## PROBLEM
Check each line of the listing for the word "React" and report how many lines contain it, giving nothing but the number.

== STORED RECORDS ==

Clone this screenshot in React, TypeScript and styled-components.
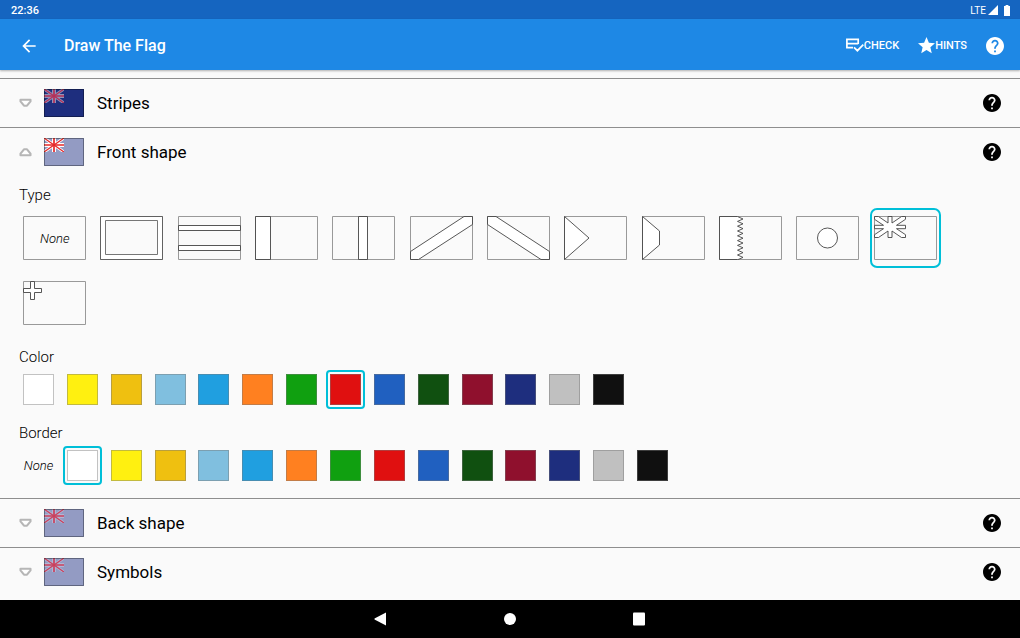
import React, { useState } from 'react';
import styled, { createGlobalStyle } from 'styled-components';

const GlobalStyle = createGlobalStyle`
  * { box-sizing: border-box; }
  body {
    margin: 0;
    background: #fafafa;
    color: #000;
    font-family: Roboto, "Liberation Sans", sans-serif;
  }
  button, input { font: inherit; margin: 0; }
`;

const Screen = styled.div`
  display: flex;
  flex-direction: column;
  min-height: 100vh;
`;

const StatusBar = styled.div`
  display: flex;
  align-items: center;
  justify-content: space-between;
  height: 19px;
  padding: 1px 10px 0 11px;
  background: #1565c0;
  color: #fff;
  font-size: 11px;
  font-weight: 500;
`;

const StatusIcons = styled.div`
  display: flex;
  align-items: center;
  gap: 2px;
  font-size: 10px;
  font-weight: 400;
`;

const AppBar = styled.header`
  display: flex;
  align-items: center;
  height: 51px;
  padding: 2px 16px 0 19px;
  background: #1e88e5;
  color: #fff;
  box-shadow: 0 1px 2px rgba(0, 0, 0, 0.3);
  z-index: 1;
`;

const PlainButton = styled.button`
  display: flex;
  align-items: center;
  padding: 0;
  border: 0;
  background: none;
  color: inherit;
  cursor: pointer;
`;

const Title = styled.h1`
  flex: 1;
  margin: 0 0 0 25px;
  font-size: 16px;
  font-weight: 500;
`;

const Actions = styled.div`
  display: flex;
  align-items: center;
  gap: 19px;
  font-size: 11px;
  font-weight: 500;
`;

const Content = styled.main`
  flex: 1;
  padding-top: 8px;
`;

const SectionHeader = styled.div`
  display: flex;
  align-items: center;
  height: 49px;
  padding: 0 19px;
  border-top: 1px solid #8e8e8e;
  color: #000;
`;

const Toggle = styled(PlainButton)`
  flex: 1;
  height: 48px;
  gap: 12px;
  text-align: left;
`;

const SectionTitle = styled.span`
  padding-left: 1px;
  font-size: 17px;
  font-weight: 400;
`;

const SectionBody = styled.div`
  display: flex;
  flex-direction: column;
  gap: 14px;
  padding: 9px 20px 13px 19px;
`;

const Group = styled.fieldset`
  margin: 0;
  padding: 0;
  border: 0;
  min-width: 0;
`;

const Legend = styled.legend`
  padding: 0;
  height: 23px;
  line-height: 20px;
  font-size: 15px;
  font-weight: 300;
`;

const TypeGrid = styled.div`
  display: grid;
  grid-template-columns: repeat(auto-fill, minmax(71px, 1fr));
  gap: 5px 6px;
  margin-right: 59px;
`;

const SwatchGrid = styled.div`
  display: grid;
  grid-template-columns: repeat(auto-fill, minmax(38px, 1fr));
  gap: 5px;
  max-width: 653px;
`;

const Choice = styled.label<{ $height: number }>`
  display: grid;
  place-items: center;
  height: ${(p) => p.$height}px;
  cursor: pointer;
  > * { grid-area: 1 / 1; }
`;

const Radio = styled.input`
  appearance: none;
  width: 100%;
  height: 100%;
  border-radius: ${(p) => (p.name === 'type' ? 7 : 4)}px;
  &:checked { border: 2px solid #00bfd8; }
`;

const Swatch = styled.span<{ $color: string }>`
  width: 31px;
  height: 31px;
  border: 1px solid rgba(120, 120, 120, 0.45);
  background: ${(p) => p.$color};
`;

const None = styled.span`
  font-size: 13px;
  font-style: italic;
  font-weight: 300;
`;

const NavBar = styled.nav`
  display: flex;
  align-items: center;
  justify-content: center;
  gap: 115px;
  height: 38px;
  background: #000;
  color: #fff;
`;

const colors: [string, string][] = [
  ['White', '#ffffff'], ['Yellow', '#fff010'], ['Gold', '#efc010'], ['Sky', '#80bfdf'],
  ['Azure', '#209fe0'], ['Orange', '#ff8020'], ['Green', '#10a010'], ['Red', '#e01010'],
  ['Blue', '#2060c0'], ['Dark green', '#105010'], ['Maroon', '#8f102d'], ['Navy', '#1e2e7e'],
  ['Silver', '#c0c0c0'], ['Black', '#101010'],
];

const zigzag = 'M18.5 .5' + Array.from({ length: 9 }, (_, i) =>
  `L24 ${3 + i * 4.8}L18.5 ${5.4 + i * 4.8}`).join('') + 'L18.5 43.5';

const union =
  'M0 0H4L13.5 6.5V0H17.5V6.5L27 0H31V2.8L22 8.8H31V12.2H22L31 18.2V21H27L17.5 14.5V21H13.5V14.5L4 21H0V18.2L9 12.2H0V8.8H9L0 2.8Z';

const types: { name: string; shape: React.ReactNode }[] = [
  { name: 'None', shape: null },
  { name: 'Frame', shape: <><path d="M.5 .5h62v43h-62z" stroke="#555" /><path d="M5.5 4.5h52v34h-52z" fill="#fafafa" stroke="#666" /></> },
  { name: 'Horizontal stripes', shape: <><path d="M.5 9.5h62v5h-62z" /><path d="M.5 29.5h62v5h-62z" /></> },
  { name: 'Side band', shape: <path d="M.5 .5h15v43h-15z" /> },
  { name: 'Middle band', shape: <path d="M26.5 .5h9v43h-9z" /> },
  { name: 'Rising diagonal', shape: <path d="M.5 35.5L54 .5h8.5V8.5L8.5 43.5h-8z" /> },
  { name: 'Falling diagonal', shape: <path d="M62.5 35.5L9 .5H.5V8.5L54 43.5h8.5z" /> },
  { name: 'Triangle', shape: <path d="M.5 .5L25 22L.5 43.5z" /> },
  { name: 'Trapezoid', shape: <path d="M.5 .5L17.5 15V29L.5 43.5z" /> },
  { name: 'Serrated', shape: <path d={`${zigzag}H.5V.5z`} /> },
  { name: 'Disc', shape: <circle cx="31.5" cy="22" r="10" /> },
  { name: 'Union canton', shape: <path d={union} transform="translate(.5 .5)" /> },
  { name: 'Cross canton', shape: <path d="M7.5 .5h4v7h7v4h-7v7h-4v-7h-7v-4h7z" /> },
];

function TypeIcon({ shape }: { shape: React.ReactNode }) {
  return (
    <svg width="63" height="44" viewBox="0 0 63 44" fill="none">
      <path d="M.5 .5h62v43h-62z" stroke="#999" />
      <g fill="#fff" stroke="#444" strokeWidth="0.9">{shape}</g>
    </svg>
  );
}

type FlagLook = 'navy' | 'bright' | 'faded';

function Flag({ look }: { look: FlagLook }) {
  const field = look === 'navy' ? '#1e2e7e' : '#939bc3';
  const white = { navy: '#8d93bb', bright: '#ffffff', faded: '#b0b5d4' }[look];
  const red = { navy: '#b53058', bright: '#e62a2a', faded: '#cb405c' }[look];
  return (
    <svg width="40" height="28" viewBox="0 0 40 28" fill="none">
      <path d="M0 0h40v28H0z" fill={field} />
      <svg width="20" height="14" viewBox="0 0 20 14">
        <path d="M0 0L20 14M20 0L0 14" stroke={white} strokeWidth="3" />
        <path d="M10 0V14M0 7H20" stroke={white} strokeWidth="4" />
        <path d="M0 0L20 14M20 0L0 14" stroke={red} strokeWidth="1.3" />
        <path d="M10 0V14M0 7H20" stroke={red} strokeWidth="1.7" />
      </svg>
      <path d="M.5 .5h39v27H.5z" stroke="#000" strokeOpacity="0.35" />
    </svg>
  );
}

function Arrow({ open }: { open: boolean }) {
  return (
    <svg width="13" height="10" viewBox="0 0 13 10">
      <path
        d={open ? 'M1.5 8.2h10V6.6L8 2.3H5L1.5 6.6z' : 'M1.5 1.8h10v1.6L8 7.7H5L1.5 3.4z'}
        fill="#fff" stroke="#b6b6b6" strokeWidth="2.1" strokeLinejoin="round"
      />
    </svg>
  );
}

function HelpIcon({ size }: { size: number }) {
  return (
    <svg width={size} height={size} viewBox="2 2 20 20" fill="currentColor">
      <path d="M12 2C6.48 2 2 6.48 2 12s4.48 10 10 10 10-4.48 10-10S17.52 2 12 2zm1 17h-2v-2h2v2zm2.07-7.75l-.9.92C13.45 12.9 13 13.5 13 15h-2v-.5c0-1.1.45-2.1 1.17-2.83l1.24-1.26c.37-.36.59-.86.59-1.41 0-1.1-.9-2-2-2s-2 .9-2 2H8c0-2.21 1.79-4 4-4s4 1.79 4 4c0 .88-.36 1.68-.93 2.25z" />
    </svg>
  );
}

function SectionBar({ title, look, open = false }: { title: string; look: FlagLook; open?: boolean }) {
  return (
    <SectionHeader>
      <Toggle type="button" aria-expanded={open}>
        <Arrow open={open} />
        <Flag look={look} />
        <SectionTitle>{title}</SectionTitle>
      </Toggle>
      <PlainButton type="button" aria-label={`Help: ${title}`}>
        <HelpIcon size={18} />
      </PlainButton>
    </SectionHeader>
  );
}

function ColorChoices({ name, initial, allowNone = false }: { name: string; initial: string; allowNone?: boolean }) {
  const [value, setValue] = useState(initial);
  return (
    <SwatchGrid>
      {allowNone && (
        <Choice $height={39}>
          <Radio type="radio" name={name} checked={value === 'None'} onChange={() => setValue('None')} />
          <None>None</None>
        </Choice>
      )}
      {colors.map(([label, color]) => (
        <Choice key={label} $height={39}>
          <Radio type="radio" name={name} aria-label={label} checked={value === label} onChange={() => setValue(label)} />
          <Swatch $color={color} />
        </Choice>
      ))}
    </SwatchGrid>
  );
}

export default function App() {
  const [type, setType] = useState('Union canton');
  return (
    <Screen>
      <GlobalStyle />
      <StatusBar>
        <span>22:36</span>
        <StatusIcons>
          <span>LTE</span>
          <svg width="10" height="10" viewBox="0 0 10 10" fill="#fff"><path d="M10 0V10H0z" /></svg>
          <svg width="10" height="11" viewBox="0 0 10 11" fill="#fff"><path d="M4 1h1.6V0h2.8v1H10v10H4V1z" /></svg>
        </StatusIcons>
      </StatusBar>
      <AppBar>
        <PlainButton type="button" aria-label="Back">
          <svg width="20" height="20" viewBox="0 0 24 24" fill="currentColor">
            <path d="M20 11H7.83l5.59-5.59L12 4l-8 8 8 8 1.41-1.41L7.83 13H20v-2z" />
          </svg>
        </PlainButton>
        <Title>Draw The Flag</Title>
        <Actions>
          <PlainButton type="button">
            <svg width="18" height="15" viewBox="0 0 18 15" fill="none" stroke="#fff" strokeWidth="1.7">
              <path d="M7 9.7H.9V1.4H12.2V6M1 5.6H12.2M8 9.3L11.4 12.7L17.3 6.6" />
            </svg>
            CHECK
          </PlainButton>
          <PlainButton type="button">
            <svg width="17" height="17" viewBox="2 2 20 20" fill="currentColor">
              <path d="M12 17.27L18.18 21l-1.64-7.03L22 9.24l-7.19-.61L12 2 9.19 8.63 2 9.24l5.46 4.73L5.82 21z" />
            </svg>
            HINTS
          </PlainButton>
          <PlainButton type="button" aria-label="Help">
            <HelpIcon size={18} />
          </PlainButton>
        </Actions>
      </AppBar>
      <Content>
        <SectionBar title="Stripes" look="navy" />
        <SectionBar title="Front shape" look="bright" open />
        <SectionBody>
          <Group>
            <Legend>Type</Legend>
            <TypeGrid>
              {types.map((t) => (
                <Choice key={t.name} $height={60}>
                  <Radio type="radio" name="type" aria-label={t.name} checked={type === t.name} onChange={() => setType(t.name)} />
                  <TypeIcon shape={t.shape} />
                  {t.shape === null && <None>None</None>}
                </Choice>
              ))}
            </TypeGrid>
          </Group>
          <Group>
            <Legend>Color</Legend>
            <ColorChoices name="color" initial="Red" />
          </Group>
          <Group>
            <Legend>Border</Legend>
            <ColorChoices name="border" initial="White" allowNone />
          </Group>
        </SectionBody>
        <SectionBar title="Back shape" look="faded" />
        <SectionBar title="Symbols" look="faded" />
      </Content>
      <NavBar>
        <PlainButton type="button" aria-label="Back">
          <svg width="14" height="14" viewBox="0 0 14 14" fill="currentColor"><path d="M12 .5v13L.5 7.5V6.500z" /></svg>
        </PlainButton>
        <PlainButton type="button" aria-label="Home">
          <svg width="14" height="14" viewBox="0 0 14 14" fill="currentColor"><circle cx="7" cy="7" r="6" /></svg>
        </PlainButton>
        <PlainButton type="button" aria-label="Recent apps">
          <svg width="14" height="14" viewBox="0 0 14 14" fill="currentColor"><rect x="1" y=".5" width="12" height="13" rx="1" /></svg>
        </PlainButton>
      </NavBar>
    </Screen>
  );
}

===
== STORED RECORDS ==

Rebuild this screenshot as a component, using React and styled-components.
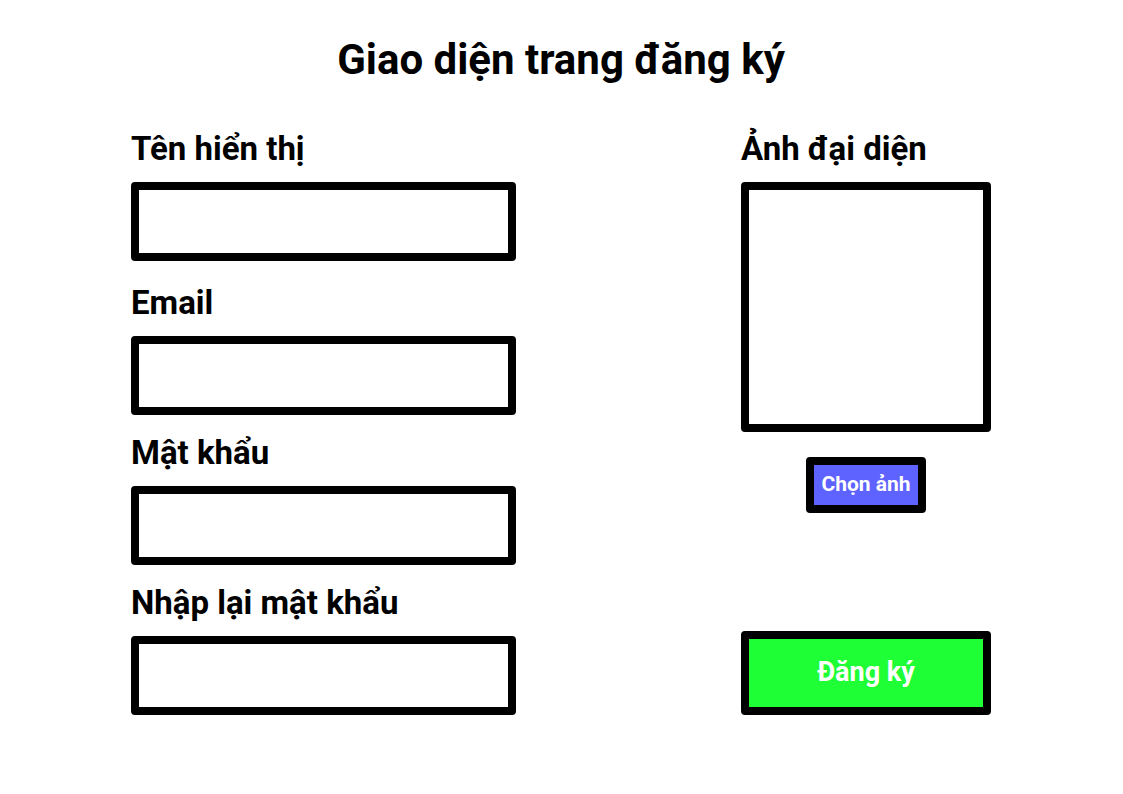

===

## RESULT
5